### Data section
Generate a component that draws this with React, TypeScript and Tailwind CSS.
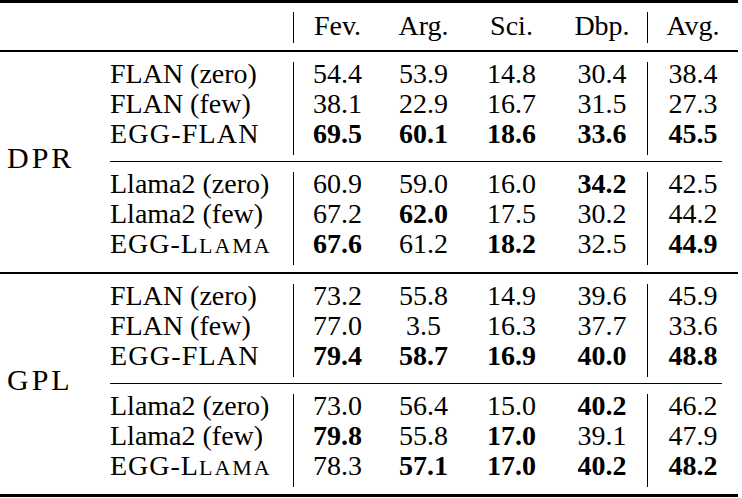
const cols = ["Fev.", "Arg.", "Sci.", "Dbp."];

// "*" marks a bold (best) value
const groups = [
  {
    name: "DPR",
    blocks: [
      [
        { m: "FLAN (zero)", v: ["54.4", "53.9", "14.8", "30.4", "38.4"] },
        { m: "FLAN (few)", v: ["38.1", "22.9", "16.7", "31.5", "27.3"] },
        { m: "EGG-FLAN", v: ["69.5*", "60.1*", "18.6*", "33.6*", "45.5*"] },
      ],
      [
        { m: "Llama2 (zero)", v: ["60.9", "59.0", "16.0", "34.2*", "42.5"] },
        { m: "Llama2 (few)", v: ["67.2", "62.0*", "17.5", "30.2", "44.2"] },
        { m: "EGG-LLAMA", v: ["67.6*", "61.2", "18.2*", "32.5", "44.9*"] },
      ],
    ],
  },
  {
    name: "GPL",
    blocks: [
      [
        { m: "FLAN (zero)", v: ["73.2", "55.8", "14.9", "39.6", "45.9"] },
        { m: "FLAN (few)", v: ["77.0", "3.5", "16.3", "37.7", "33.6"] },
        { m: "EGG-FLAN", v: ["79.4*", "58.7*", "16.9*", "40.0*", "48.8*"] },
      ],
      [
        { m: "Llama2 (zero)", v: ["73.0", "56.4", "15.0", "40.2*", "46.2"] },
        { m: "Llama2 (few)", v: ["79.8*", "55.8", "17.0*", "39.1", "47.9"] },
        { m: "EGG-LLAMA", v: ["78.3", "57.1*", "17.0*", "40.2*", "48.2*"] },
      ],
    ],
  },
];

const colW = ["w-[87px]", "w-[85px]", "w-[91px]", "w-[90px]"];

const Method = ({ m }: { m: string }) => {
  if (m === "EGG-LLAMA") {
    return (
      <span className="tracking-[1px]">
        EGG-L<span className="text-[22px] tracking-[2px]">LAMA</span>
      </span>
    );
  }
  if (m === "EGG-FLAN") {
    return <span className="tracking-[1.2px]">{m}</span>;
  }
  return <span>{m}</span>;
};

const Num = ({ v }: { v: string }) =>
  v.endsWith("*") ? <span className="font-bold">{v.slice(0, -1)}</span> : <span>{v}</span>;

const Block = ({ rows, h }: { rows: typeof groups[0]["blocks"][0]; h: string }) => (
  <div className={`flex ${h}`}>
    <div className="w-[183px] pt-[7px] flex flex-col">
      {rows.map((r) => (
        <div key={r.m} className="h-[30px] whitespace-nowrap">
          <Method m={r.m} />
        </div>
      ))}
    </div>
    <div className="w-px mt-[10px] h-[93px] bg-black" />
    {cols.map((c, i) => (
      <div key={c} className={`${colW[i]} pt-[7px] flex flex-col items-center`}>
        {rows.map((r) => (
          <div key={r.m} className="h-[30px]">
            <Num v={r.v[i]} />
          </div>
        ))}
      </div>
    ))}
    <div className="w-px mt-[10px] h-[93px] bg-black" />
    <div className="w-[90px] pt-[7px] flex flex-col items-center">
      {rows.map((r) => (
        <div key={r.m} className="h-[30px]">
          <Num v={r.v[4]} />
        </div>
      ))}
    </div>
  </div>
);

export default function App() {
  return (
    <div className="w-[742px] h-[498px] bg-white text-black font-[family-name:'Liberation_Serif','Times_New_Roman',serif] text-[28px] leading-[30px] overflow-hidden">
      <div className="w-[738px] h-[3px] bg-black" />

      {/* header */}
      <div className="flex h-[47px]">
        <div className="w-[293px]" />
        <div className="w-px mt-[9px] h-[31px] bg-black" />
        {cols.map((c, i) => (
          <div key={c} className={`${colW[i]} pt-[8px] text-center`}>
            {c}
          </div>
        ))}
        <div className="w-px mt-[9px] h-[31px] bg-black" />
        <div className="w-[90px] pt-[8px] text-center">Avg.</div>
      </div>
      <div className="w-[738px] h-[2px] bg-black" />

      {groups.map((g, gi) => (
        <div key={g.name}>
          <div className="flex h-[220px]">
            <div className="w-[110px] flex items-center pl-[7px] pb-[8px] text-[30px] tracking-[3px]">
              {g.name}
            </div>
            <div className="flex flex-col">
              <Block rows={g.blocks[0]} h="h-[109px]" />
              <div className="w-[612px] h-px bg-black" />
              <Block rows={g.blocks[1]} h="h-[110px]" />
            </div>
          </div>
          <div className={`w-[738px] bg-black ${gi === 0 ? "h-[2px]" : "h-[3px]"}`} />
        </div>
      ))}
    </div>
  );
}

### What is asked
Exclude the pictures, and transcribe all of the material exactly.

### Finished answer
Generate a component that draws this with React, TypeScript and Tailwind CSS.
const cols = ["Fev.", "Arg.", "Sci.", "Dbp."];

// "*" marks a bold (best) value
const groups = [
  {
    name: "DPR",
    blocks: [
      [
        { m: "FLAN (zero)", v: ["54.4", "53.9", "14.8", "30.4", "38.4"] },
        { m: "FLAN (few)", v: ["38.1", "22.9", "16.7", "31.5", "27.3"] },
        { m: "EGG-FLAN", v: ["69.5*", "60.1*", "18.6*", "33.6*", "45.5*"] },
      ],
      [
        { m: "Llama2 (zero)", v: ["60.9", "59.0", "16.0", "34.2*", "42.5"] },
        { m: "Llama2 (few)", v: ["67.2", "62.0*", "17.5", "30.2", "44.2"] },
        { m: "EGG-LLAMA", v: ["67.6*", "61.2", "18.2*", "32.5", "44.9*"] },
      ],
    ],
  },
  {
    name: "GPL",
    blocks: [
      [
        { m: "FLAN (zero)", v: ["73.2", "55.8", "14.9", "39.6", "45.9"] },
        { m: "FLAN (few)", v: ["77.0", "3.5", "16.3", "37.7", "33.6"] },
        { m: "EGG-FLAN", v: ["79.4*", "58.7*", "16.9*", "40.0*", "48.8*"] },
      ],
      [
        { m: "Llama2 (zero)", v: ["73.0", "56.4", "15.0", "40.2*", "46.2"] },
        { m: "Llama2 (few)", v: ["79.8*", "55.8", "17.0*", "39.1", "47.9"] },
        { m: "EGG-LLAMA", v: ["78.3", "57.1*", "17.0*", "40.2*", "48.2*"] },
      ],
    ],
  },
];

const colW = ["w-[87px]", "w-[85px]", "w-[91px]", "w-[90px]"];

const Method = ({ m }: { m: string }) => {
  if (m === "EGG-LLAMA") {
    return (
      <span className="tracking-[1px]">
        EGG-L<span className="text-[22px] tracking-[2px]">LAMA</span>
      </span>
    );
  }
  if (m === "EGG-FLAN") {
    return <span className="tracking-[1.2px]">{m}</span>;
  }
  return <span>{m}</span>;
};

const Num = ({ v }: { v: string }) =>
  v.endsWith("*") ? <span className="font-bold">{v.slice(0, -1)}</span> : <span>{v}</span>;

const Block = ({ rows, h }: { rows: typeof groups[0]["blocks"][0]; h: string }) => (
  <div className={`flex ${h}`}>
    <div className="w-[183px] pt-[7px] flex flex-col">
      {rows.map((r) => (
        <div key={r.m} className="h-[30px] whitespace-nowrap">
          <Method m={r.m} />
        </div>
      ))}
    </div>
    <div className="w-px mt-[10px] h-[93px] bg-black" />
    {cols.map((c, i) => (
      <div key={c} className={`${colW[i]} pt-[7px] flex flex-col items-center`}>
        {rows.map((r) => (
          <div key={r.m} className="h-[30px]">
            <Num v={r.v[i]} />
          </div>
        ))}
      </div>
    ))}
    <div className="w-px mt-[10px] h-[93px] bg-black" />
    <div className="w-[90px] pt-[7px] flex flex-col items-center">
      {rows.map((r) => (
        <div key={r.m} className="h-[30px]">
          <Num v={r.v[4]} />
        </div>
      ))}
    </div>
  </div>
);

export default function App() {
  return (
    <div className="w-[742px] h-[498px] bg-white text-black font-[family-name:'Liberation_Serif','Times_New_Roman',serif] text-[28px] leading-[30px] overflow-hidden">
      <div className="w-[738px] h-[3px] bg-black" />

      {/* header */}
      <div className="flex h-[47px]">
        <div className="w-[293px]" />
        <div className="w-px mt-[9px] h-[31px] bg-black" />
        {cols.map((c, i) => (
          <div key={c} className={`${colW[i]} pt-[8px] text-center`}>
            {c}
          </div>
        ))}
        <div className="w-px mt-[9px] h-[31px] bg-black" />
        <div className="w-[90px] pt-[8px] text-center">Avg.</div>
      </div>
      <div className="w-[738px] h-[2px] bg-black" />

      {groups.map((g, gi) => (
        <div key={g.name}>
          <div className="flex h-[220px]">
            <div className="w-[110px] flex items-center pl-[7px] pb-[8px] text-[30px] tracking-[3px]">
              {g.name}
            </div>
            <div className="flex flex-col">
              <Block rows={g.blocks[0]} h="h-[109px]" />
              <div className="w-[612px] h-px bg-black" />
              <Block rows={g.blocks[1]} h="h-[110px]" />
            </div>
          </div>
          <div className={`w-[738px] bg-black ${gi === 0 ? "h-[2px]" : "h-[3px]"}`} />
        </div>
      ))}
    </div>
  );
}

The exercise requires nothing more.